Welcome to this website for our collaborative project aimed at advancing the state-of-the-art in solution-verification, grid-adaptation and uncertainty quantification for chaotic turbulent flow problems. The project is funded by the Department of Energy and the National Nuclear Security Administration under the third installment of the Predictive Science Academic Alliance Program (PSAAP-III).

The name of this website -- "Turbulenza" -- is a version of the word "turbolenza" used by Leonardo Da Vinci to describe water flows more than 500 years ago. This project tries to emulate Da Vinci's polymath approach to science, by blending together rather deep mathematics, turbulence physics, advanced computer science, and a pragmatic engineering perspective.
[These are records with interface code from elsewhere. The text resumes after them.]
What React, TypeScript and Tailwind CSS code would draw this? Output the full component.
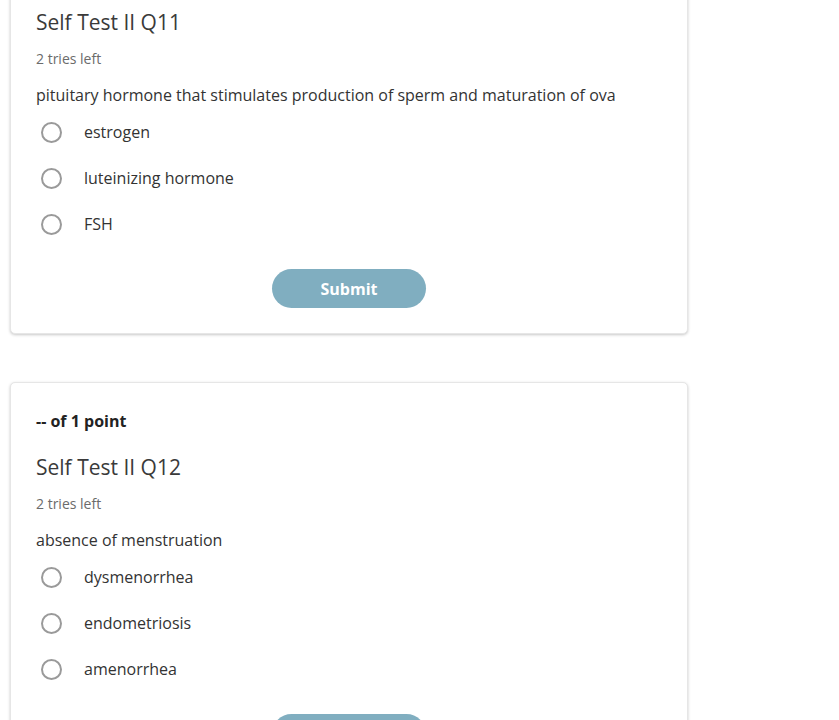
import React from 'react';

type Question = {
  title: string;
  prompt: string;
  options: string[];
};

const questions: Question[] = [
  {
    title: 'Self Test II Q11',
    prompt: 'pituitary hormone that stimulates production of sperm and maturation of ova',
    options: ['estrogen', 'luteinizing hormone', 'FSH'],
  },
  {
    title: 'Self Test II Q12',
    prompt: 'absence of menstruation',
    options: ['dysmenorrhea', 'endometriosis', 'amenorrhea'],
  },
];

function QuestionCard({ q }: { q: Question }) {
  return (
    <div className="w-[678px] rounded-[5px] border border-[#e6e6e6] bg-white px-[25px] pt-[27px] pb-[25px] shadow-[0_1px_3px_rgba(0,0,0,0.22)]">
      <div className="text-[16px] font-bold leading-[22px] text-[#222]">-- of 1 point</div>
      <h2 className="mt-[21px] text-[21px] leading-[28px] text-[#3a3a3a]">{q.title}</h2>
      <div className="mt-[14px] text-[14px] leading-[18px] text-[#6b6b6b]">2 tries left</div>
      <p className="mt-[16px] text-[16px] leading-[22px] text-[#333]">{q.prompt}</p>
      <div className="mt-[3px] flex flex-col">
        {q.options.map((opt) => (
          <label key={opt} className="flex h-[46px] items-center">
            <span className="ml-[5px] h-[21px] w-[21px] rounded-full border-2 border-[#9a9a9a] bg-white" />
            <span className="ml-[22px] text-[16px] leading-[22px] text-[#333]">{opt}</span>
          </label>
        ))}
      </div>
      <div className="mt-[22px] flex justify-center">
        <button
          type="button"
          className="h-[39px] w-[154px] rounded-full bg-[#80aec0] text-[16px] font-bold text-white"
        >
          Submit
        </button>
      </div>
    </div>
  );
}

export default function App() {
  return (
    <div className="min-h-screen overflow-hidden bg-white font-['Open_Sans',sans-serif]">
      <div className="-mt-[63px] ml-[10px] flex flex-col gap-[48px]">
        {questions.map((q) => (
          <QuestionCard key={q.title} q={q} />
        ))}
      </div>
    </div>
  );
}
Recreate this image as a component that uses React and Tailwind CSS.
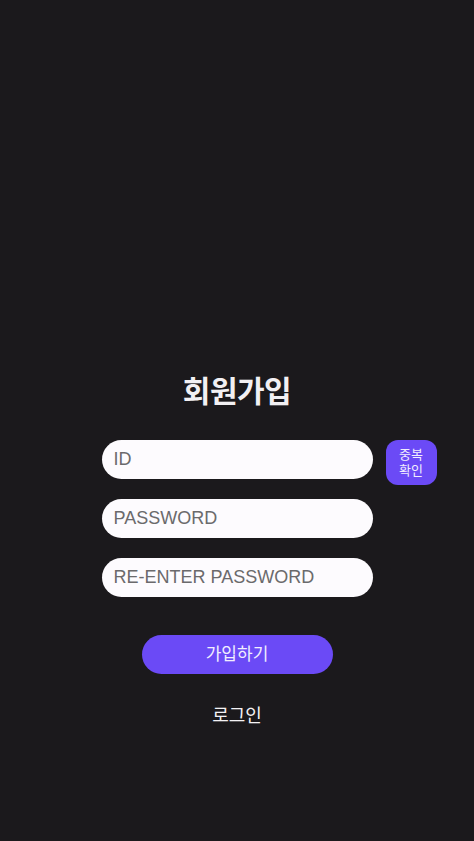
const Signup = () => {
  return (
    <div className="min-h-[841px] w-full bg-[#1b191c] flex flex-col items-center pt-[369px] font-['Liberation_Sans','Noto_Sans_CJK_KR',sans-serif]">
      <h1 className="text-[30px] leading-[46px] font-bold text-[#f2f0f3] tracking-[-0.5px]">
        회원가입
      </h1>

      <div className="mt-[25px] flex flex-col gap-[20px]">
        <div className="flex items-start gap-[13px] h-[39px]">
          <div className="w-[51px]" />
          <input
            className="w-[271px] h-[39px] rounded-full bg-[#fdfbfe] px-3 text-[18px] text-[#333] placeholder:text-[#6b6a6c] outline-none"
            placeholder="ID"
          />
          <button className="shrink-0 w-[51px] h-[45px] rounded-[12px] bg-[#6b4af6] text-[13px] leading-[16px] text-[#f1eefe]">
            중복
            <br />
            확인
          </button>
        </div>
        <div className="flex justify-center">
          <input
            type="password"
            className="w-[271px] h-[39px] rounded-full bg-[#fdfbfe] px-3 text-[18px] text-[#333] placeholder:text-[#6b6a6c] outline-none"
            placeholder="PASSWORD"
          />
        </div>
        <div className="flex justify-center">
          <input
            type="password"
            className="w-[271px] h-[39px] rounded-full bg-[#fdfbfe] px-3 text-[18px] text-[#333] placeholder:text-[#6b6a6c] outline-none"
            placeholder="RE-ENTER PASSWORD"
          />
        </div>
      </div>

      <button className="mt-[38px] w-[191px] h-[39px] rounded-full bg-[#6b4af6] text-[17px] text-[#f1eefe]">
        가입하기
      </button>

      <button className="mt-[29px] text-[18px] text-[#f4f2f5]">로그인</button>
    </div>
  );
};

export default function App() {
  return <Signup />;
}
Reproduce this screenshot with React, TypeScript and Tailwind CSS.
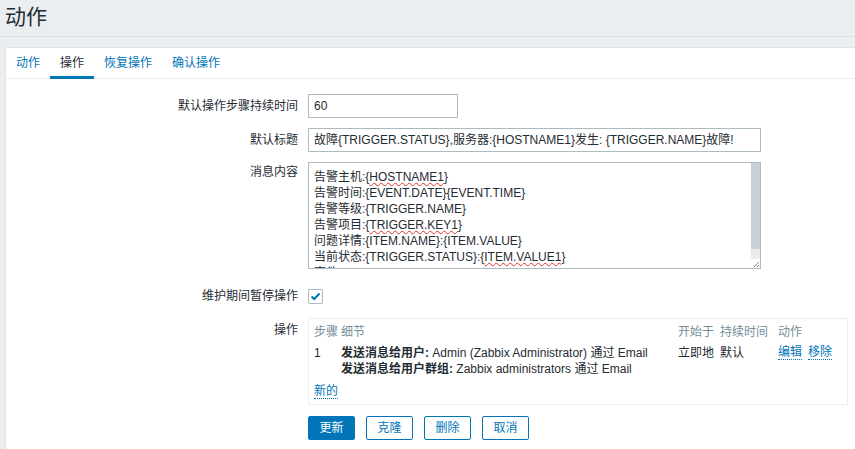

Chaos, turbulence and how to model and predict it

Turbulence is a chaotic phenomenon with broadband spectral dynamics for which there exists a range of different modeling approaches. Higher-fidelity modeling approaches produce solutions that retain the chaotic nature of turbulence, whereas lower-fidelity approaches produce non-chaotic dynamics. In general, the distinction comes down to whether the model directly resolves some of the turbulent dynamics (as in DNS or LES, or hybrid LES/RANS) or none of them (as in RANS). This project is focused on those turbulence-resolving simulation approaches that produce chaotic dynamics; most notably, large eddy simulation (LES).

Project objectives

The lack of credible yet affordable methods for Verification, Validation and Uncertainty Quantification (VVUQ) of chaotic turbulence-resolving simulations is a barrier to using such simulations to make critical decisions. The overall objective of this project is to produce research developments that overcome this barrier. The basic objective is to develop a mathematical foundation for VVUQ of models that exhibit chaotic dynamics. More specifically, this is broken down in the following sub-objectives:

  1. Develop algorithms for computing the sensitivity ∇J (i.e., the gradient in parameter space of a quantity-of-interest J) to sufficient accuracy in a computationally tractable manner for chaotic turbulence problems;
  2. Develop algorithms for error estimation ("approximately how large is the error in my output J?"), error attribution ("what factors contributed the most to my estimated error/uncertainty?") and grid-adaptation ("how should I design/refine my grid to optimally reduce the error in my output J?") in chaotic turbulence simulations;
  3. Develop algorithms for computationally tractable UQ ("approximately how large is the uncertainty in my output J due to uncertainties in parameters, boundary conditions, etc?"). The work is expected to be applicable to a wide range of chaotic problems, but will be centered on the case of single-phase turbulent flow in order to stay grounded and focused.